### Task brief
Extract the listing in its entirety, keeping each line identical to the original.

### Material supplied

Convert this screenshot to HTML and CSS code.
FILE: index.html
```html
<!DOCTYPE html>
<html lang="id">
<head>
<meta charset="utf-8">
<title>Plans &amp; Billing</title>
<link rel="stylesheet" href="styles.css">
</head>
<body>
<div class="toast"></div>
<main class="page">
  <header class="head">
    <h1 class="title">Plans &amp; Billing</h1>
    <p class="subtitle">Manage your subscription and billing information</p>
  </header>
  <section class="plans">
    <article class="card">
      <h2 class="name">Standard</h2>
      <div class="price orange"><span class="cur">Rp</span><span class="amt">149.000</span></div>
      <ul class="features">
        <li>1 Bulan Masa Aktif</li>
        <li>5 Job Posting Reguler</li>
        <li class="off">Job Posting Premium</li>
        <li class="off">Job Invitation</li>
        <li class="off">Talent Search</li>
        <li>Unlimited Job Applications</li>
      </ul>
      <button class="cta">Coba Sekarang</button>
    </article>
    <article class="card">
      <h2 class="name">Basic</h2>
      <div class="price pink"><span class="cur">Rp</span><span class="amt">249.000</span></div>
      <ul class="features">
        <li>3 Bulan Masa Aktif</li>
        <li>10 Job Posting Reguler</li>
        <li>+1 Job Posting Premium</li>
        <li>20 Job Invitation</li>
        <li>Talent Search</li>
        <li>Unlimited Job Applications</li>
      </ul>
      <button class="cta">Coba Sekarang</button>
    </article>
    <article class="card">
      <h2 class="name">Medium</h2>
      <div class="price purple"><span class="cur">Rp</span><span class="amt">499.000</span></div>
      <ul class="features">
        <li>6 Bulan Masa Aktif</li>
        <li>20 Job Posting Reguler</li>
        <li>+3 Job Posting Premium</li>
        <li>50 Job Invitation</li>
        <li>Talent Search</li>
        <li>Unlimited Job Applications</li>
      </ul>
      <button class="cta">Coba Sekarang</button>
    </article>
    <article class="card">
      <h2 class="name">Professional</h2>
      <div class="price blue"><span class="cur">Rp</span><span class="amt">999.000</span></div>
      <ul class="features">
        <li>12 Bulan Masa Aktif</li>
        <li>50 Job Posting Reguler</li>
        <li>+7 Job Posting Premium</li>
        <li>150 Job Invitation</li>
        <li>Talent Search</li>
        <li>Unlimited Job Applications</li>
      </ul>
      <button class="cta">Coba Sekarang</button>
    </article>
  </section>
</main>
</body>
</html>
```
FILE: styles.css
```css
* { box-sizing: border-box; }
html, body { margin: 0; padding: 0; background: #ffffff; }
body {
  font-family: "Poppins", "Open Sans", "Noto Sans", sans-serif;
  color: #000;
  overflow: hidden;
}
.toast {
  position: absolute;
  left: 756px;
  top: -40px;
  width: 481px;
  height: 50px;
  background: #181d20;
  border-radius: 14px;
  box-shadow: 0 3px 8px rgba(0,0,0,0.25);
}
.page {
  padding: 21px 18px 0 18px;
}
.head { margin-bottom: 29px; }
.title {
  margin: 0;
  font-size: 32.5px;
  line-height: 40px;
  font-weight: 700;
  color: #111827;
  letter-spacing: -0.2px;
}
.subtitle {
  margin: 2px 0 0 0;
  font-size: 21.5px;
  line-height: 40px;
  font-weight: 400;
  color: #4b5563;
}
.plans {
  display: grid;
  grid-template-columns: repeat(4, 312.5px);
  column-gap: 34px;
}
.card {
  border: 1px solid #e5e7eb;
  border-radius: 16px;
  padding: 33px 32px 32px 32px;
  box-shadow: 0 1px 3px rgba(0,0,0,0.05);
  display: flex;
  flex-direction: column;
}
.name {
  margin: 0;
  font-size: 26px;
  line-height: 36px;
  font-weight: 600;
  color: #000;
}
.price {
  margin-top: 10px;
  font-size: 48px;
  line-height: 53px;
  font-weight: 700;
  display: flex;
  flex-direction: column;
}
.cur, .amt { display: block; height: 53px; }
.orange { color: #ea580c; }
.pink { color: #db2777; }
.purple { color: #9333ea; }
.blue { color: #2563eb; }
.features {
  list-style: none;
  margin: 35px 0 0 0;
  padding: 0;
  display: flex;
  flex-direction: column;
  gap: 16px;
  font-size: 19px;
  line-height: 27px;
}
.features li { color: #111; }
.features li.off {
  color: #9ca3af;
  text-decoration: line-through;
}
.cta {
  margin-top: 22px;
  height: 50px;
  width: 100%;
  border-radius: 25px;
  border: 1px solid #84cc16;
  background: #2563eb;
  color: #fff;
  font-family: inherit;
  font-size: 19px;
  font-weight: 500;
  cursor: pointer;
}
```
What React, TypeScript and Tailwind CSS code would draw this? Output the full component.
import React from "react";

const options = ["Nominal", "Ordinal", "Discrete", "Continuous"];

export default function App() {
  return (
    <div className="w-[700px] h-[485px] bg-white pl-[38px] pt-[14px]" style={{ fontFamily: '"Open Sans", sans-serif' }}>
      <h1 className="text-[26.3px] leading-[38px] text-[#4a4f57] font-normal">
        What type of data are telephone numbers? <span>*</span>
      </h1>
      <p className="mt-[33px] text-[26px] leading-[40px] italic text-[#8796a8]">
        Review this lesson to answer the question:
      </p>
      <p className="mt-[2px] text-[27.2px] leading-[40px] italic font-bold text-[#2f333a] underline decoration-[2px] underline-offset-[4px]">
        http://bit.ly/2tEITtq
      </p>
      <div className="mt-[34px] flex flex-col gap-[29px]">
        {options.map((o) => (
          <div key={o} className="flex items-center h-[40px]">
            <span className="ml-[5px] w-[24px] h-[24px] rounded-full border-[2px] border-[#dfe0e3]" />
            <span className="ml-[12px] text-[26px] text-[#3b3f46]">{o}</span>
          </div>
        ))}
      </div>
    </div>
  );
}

### Written solution
Convert this screenshot to HTML and CSS code.
FILE: index.html
```html
<!DOCTYPE html>
<html lang="id">
<head>
<meta charset="utf-8">
<title>Plans &amp; Billing</title>
<link rel="stylesheet" href="styles.css">
</head>
<body>
<div class="toast"></div>
<main class="page">
  <header class="head">
    <h1 class="title">Plans &amp; Billing</h1>
    <p class="subtitle">Manage your subscription and billing information</p>
  </header>
  <section class="plans">
    <article class="card">
      <h2 class="name">Standard</h2>
      <div class="price orange"><span class="cur">Rp</span><span class="amt">149.000</span></div>
      <ul class="features">
        <li>1 Bulan Masa Aktif</li>
        <li>5 Job Posting Reguler</li>
        <li class="off">Job Posting Premium</li>
        <li class="off">Job Invitation</li>
        <li class="off">Talent Search</li>
        <li>Unlimited Job Applications</li>
      </ul>
      <button class="cta">Coba Sekarang</button>
    </article>
    <article class="card">
      <h2 class="name">Basic</h2>
      <div class="price pink"><span class="cur">Rp</span><span class="amt">249.000</span></div>
      <ul class="features">
        <li>3 Bulan Masa Aktif</li>
        <li>10 Job Posting Reguler</li>
        <li>+1 Job Posting Premium</li>
        <li>20 Job Invitation</li>
        <li>Talent Search</li>
        <li>Unlimited Job Applications</li>
      </ul>
      <button class="cta">Coba Sekarang</button>
    </article>
    <article class="card">
      <h2 class="name">Medium</h2>
      <div class="price purple"><span class="cur">Rp</span><span class="amt">499.000</span></div>
      <ul class="features">
        <li>6 Bulan Masa Aktif</li>
        <li>20 Job Posting Reguler</li>
        <li>+3 Job Posting Premium</li>
        <li>50 Job Invitation</li>
        <li>Talent Search</li>
        <li>Unlimited Job Applications</li>
      </ul>
      <button class="cta">Coba Sekarang</button>
    </article>
    <article class="card">
      <h2 class="name">Professional</h2>
      <div class="price blue"><span class="cur">Rp</span><span class="amt">999.000</span></div>
      <ul class="features">
        <li>12 Bulan Masa Aktif</li>
        <li>50 Job Posting Reguler</li>
        <li>+7 Job Posting Premium</li>
        <li>150 Job Invitation</li>
        <li>Talent Search</li>
        <li>Unlimited Job Applications</li>
      </ul>
      <button class="cta">Coba Sekarang</button>
    </article>
  </section>
</main>
</body>
</html>
```
FILE: styles.css
```css
* { box-sizing: border-box; }
html, body { margin: 0; padding: 0; background: #ffffff; }
body {
  font-family: "Poppins", "Open Sans", "Noto Sans", sans-serif;
  color: #000;
  overflow: hidden;
}
.toast {
  position: absolute;
  left: 756px;
  top: -40px;
  width: 481px;
  height: 50px;
  background: #181d20;
  border-radius: 14px;
  box-shadow: 0 3px 8px rgba(0,0,0,0.25);
}
.page {
  padding: 21px 18px 0 18px;
}
.head { margin-bottom: 29px; }
.title {
  margin: 0;
  font-size: 32.5px;
  line-height: 40px;
  font-weight: 700;
  color: #111827;
  letter-spacing: -0.2px;
}
.subtitle {
  margin: 2px 0 0 0;
  font-size: 21.5px;
  line-height: 40px;
  font-weight: 400;
  color: #4b5563;
}
.plans {
  display: grid;
  grid-template-columns: repeat(4, 312.5px);
  column-gap: 34px;
}
.card {
  border: 1px solid #e5e7eb;
  border-radius: 16px;
  padding: 33px 32px 32px 32px;
  box-shadow: 0 1px 3px rgba(0,0,0,0.05);
  display: flex;
  flex-direction: column;
}
.name {
  margin: 0;
  font-size: 26px;
  line-height: 36px;
  font-weight: 600;
  color: #000;
}
.price {
  margin-top: 10px;
  font-size: 48px;
  line-height: 53px;
  font-weight: 700;
  display: flex;
  flex-direction: column;
}
.cur, .amt { display: block; height: 53px; }
.orange { color: #ea580c; }
.pink { color: #db2777; }
.purple { color: #9333ea; }
.blue { color: #2563eb; }
.features {
  list-style: none;
  margin: 35px 0 0 0;
  padding: 0;
  display: flex;
  flex-direction: column;
  gap: 16px;
  font-size: 19px;
  line-height: 27px;
}
.features li { color: #111; }
.features li.off {
  color: #9ca3af;
  text-decoration: line-through;
}
.cta {
  margin-top: 22px;
  height: 50px;
  width: 100%;
  border-radius: 25px;
  border: 1px solid #84cc16;
  background: #2563eb;
  color: #fff;
  font-family: inherit;
  font-size: 19px;
  font-weight: 500;
  cursor: pointer;
}
```
What React, TypeScript and Tailwind CSS code would draw this? Output the full component.
import React from "react";

const options = ["Nominal", "Ordinal", "Discrete", "Continuous"];

export default function App() {
  return (
    <div className="w-[700px] h-[485px] bg-white pl-[38px] pt-[14px]" style={{ fontFamily: '"Open Sans", sans-serif' }}>
      <h1 className="text-[26.3px] leading-[38px] text-[#4a4f57] font-normal">
        What type of data are telephone numbers? <span>*</span>
      </h1>
      <p className="mt-[33px] text-[26px] leading-[40px] italic text-[#8796a8]">
        Review this lesson to answer the question:
      </p>
      <p className="mt-[2px] text-[27.2px] leading-[40px] italic font-bold text-[#2f333a] underline decoration-[2px] underline-offset-[4px]">
        http://bit.ly/2tEITtq
      </p>
      <div className="mt-[34px] flex flex-col gap-[29px]">
        {options.map((o) => (
          <div key={o} className="flex items-center h-[40px]">
            <span className="ml-[5px] w-[24px] h-[24px] rounded-full border-[2px] border-[#dfe0e3]" />
            <span className="ml-[12px] text-[26px] text-[#3b3f46]">{o}</span>
          </div>
        ))}
      </div>
    </div>
  );
}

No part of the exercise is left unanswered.